Geordie’s new story
THE controversial life of George Dickie aka Jack Brent from Whithorn has featured in The Galloway Gazette from time to time and always polarises opinions in his home town.
A new book on the undeniably fascinating life of this veteran of the Spanish Civil War and lifelong Communist has just been published, written by his nephew John Dickie, based on letters sent by George/Jack to his friends and family.
George was born in Canada but returned to Whithorn as a baby to be raised by his grandmother. As a young man, he was disillusioned by the lack of opportunities available in rural Wigtownshire and joined the British Army. But after getting into trouble he deserted and ran away to London changing his name to Jack Brent as his train had passed through Brent Junction on its way to Euston, as family legend had it.

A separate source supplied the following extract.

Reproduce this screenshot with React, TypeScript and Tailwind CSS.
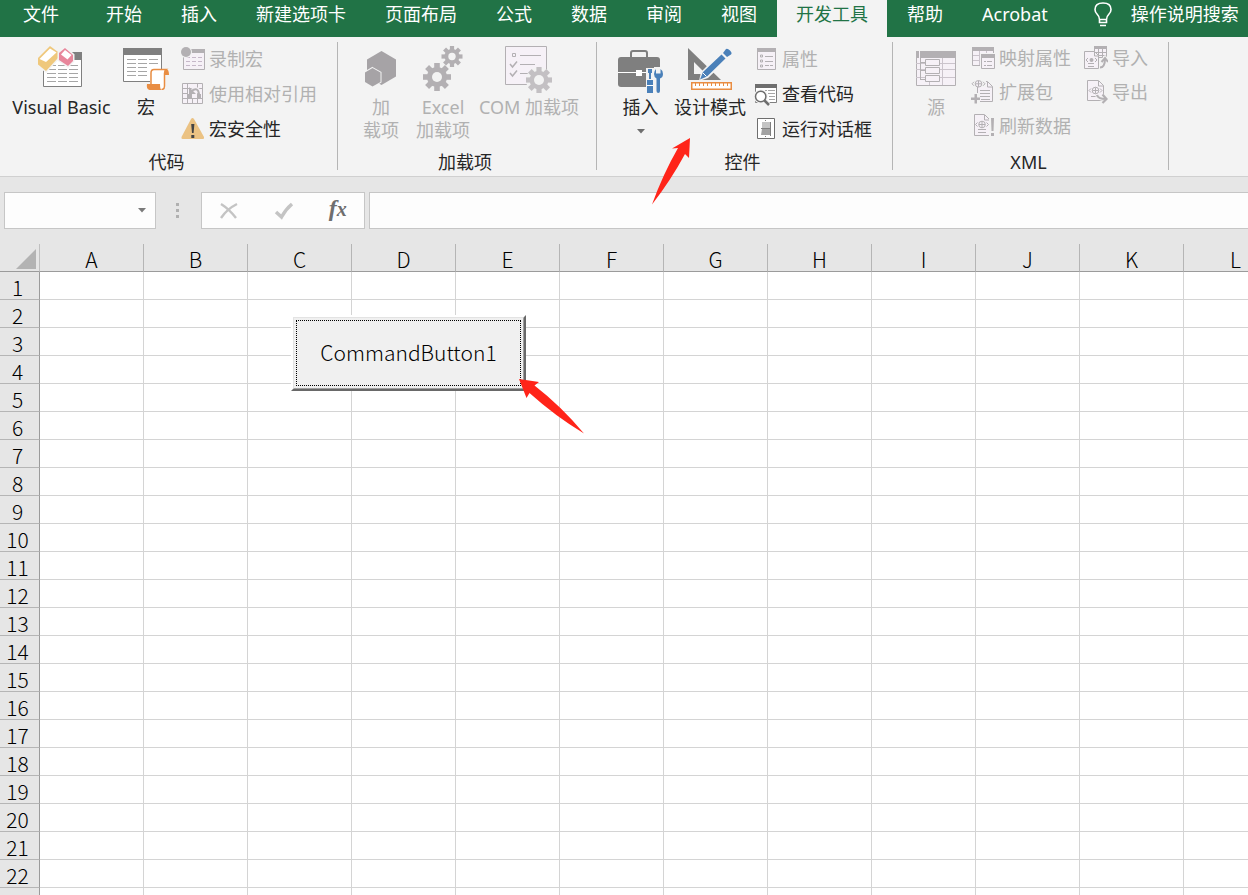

He then became deeply involved in the working class struggles of the 1930s becoming a lifelong and devoted Communist. When the Spanish Civil War broke out in 1936 he was one of the first to volunteers for the International Brigade to fight for democracy against rebel forces led by General Franco and backed by Nazi Germany. Jack Brent saw action at he Battle Of Jarama, but as John Dickie describes in his book, shortly after reaching the front line he was badly injured:
“Answering just such a call (for first aid) Jack went out to rescue a wounded comrade. As he bent down to pick him up a rapid burst of machine gun fire cut him down, immediately after he was shot, he was dazed, and his legs were paralysed. He crawled first towards the enemy lines, but realizing his mistake he got back to his own lines in spite of enemy fire. He had been in Spain only a few days.”
Jack suffered appalling injuries and was on medication for the rest of his life. He also underwent several operations but despite the constant pain and lack of mobility, continued to work in London for the International Brigade becoming a well known and much loved and respected figure in left wing circles throughout Europe until his death in 1951.
John Dickie has drawn much of this portrait of his maverick uncle from his prolific letter writing. In particular to his friend Christian Maxwell, the sister of the author Gavin Maxwell and the daughter of the aristocratic Lady Mary Maxwell. She was born at the House of Elrig, a few miles away from Whithorn and although they came from the opposite ends of the social spectrum in Wigtownshire, in London their combined Communist leanings brought them together. After Jack’s death, John Dickie’s family moved from Whithorn to London to share a flat with Christian Maxwell - at her invitation - a move that the author describes as life changing. It was rumoured that Jack Brent and Christian Maxwell would have married had he lived.
George Dickie/Jack Brent is commemorated for his lifelong dedication for the working classes with a plaque in Whithorn which was unveiled in 2006 by his aunt Jessie McLean and John Dickie.
Geordie’s Story - the Life of Jack Brent by John Dickie is available from Pend Books in Whithorn and The Bookshop in Wigtown.